Your W2 and NODE rules are the same, so nodes you intend to be NODE are matching W2.

grun with -tokens option: (notice, no NODE tokens)

[@0,0:0='(',<'('>,1:0]
[@1,1:1='1',<W2>,1:1]
[@2,3:3='C',<W1>,1:3]
[@3,5:6='10',<W2>,1:5]
[@4,8:8='2',<W2>,1:8]
[@5,9:9=')',<')'>,1:9]
[@6,10:10='.',<'.'>,1:10]
[@7,11:11='(',<'('>,1:11]
[@8,12:12='(',<'('>,1:12]
[@9,13:13='2',<W2>,1:13]
[@10,15:15='P',<W1>,1:15]
[@11,17:17='2',<W2>,1:17]
[@12,19:19='3',<W2>,1:19]
[@13,20:20=')',<')'>,1:20]
[@14,21:21='.',<'.'>,1:21]
[@15,22:22='(',<'('>,1:22]
[@16,23:23='3',<W2>,1:23]
[@17,25:25='S',<W1>,1:25]
[@18,27:27='3',<W2>,1:27]
[@19,29:29='2',<W2>,1:29]
[@20,30:30=')',<')'>,1:30]
[@21,31:31=')',<')'>,1:31]
[@22,32:32='*',<'*'>,1:32]
[@23,33:33='.',<'.'>,1:33]
[@24,34:34='(',<'('>,1:34]
[@25,35:35='2',<W2>,1:35]
[@26,37:37='T',<W1>,1:37]
[@27,39:39='2',<W2>,1:39]
[@28,41:41='4',<W2>,1:41]
[@29,42:42=')',<')'>,1:42]
[@30,43:42='<EOF>',<EOF>,1:43]

If I replace the NODEs in your parse rule with W2s (sorry, I have no idea what this is supposed to represent), I get:

enter image description here

It appears that your misconception is that the recursive descent parsing starts with the parser rule and when it encounters a Lexer rule, attempts to match it.

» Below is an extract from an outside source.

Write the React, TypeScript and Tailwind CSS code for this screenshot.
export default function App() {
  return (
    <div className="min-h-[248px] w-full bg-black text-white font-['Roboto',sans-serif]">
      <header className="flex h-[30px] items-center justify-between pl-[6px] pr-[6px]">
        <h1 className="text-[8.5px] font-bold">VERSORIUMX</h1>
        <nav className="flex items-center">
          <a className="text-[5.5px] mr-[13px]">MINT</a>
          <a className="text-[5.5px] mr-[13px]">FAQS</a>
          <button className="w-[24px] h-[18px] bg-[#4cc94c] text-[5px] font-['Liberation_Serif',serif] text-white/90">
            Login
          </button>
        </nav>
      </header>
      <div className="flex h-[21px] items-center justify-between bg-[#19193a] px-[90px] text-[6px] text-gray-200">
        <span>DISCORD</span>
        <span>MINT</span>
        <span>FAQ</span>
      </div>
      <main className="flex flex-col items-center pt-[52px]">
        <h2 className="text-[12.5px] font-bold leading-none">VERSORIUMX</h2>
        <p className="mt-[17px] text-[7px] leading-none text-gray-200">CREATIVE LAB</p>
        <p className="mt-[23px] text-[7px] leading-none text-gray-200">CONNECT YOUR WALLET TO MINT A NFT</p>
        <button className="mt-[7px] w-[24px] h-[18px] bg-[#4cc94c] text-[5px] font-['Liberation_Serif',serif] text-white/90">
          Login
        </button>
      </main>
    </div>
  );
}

This is not how ANTLR works. With ANTLR, your input is first run through the Lexer (aka Tokenizer) to produce a stream of tokens. This step knows absolutely nothing about your parser rules. (That's why it's so often useful to use grun to dump the stream of tokens, this gives you a picture of what your parser rules are acting upon (and you can see, in your example that there are no NODE tokens, because they all matched W2).

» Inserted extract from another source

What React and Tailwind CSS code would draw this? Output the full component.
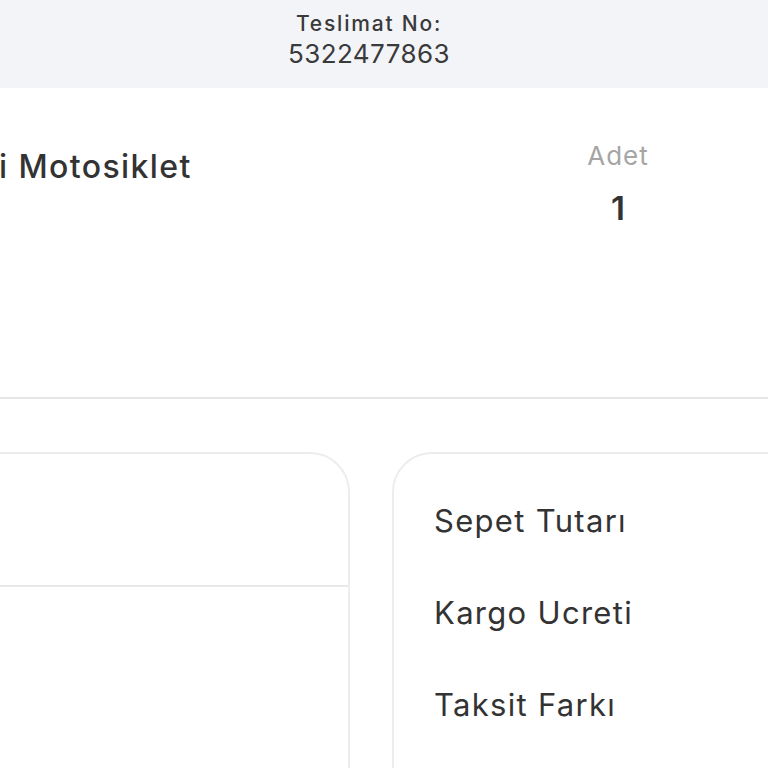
import React from "react";

const font = { fontFamily: '"Inter", "Noto Sans", sans-serif' };

export default function App() {
  return (
    <div className="w-[768px] h-[768px] overflow-hidden bg-white text-[#333]" style={font}>
      {/* Teslimat bar */}
      <div className="h-[88px] bg-[#f3f4f8] flex flex-col items-center justify-center pr-[30px] pb-[6px]">
        <div className="text-[21px] leading-[26px] text-[#3a3a3a] font-medium tracking-[1.8px]">Teslimat No:</div>
        <div className="text-[26px] leading-[34px] text-[#3a3a3a] tracking-[0.4px]">5322477863</div>
      </div>

      {/* Product row */}
      <div className="h-[311px] flex border-b-2 border-[#e6e6e6]">
        <div className="flex-1 pt-[59px]">
          <div className="text-[32px] leading-[40px] font-medium text-[#333] tracking-[1.4px] -ml-[1px]">i Motosiklet</div>
        </div>
        <div className="w-[140px] mr-[80px] flex flex-col items-center pt-[52px]">
          <div className="text-[26px] leading-[32px] text-[#a5a5a5] tracking-[1px]">Adet</div>
          <div className="text-[33px] leading-[40px] font-semibold text-[#333] mt-[16px]">1</div>
        </div>
      </div>

      {/* Cards */}
      <div className="flex gap-[42px] pt-[53px]">
        <div className="w-[400px] -ml-[50px] shrink-0 h-[400px] border-2 border-[#ededed] rounded-[40px]">
          <div className="h-[133px] border-b-2 border-[#e8e8e8]" />
        </div>
        <div className="w-[420px] shrink-0 h-[400px] border-2 border-[#ededed] rounded-[40px] pl-[40px] pt-[47px] flex flex-col gap-[52px]">
          <div className="text-[31px] leading-[40px] text-[#333] tracking-[1.3px]">Sepet Tutarı</div>
          <div className="text-[31px] leading-[40px] text-[#333] tracking-[1.3px]">Kargo Ucreti</div>
          <div className="text-[31px] leading-[40px] text-[#333] tracking-[1.3px]">Taksit Farkı</div>
        </div>
      </div>
    </div>
  );
}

Also, a suggestion... It would appear that commas are an essential part of correct input (unless (1C102).((2P23).(3S32))*.(2T24) is considered valid input. On that assumption, I removed the -> skip and added them to your parser rule (that's why you see them in the parse tree). The resulting grammar I used was:

grammar Semi;

prog: expr+;

expr: expr '*' | expr ('.' | '+') expr | tuple | LP expr RP;

tuple: LP W2 COMMA W1 COMMA W2 COMMA W2 RP;

LP: '(';
RP: ')';
W1: [PCST0];
W2: [0-9]+;
NODE: [0-9]+;

WS: [ \t\r\n]+ -> skip; // toss out whitespace
COMMA: ',';

To take a bit more liberty with your grammar, I'd suggest that your Lexer rules should be raw type focused. And, that you can use labels to make the various elements or your tuple more easily accessible in your code. Here's an example:

grammar Semi;

prog: expr+;

expr: expr '*' | expr ('.' | '+') expr | tuple | LP expr RP;

tuple: LP nodef=INT COMMA w1=PCST0 COMMA w2=INT COMMA nodet=INT RP;

LP: '(';
RP: ')';
PCST0: [PCST0];
INT: [0-9]+;

COMMA: ',';
WS: [ \t\r\n]+ -> skip; // toss out whitespace

With this change, your tuple Context class will have accessors for w1, w1, and node. node will be an array of NBR tokens as I've defined it here.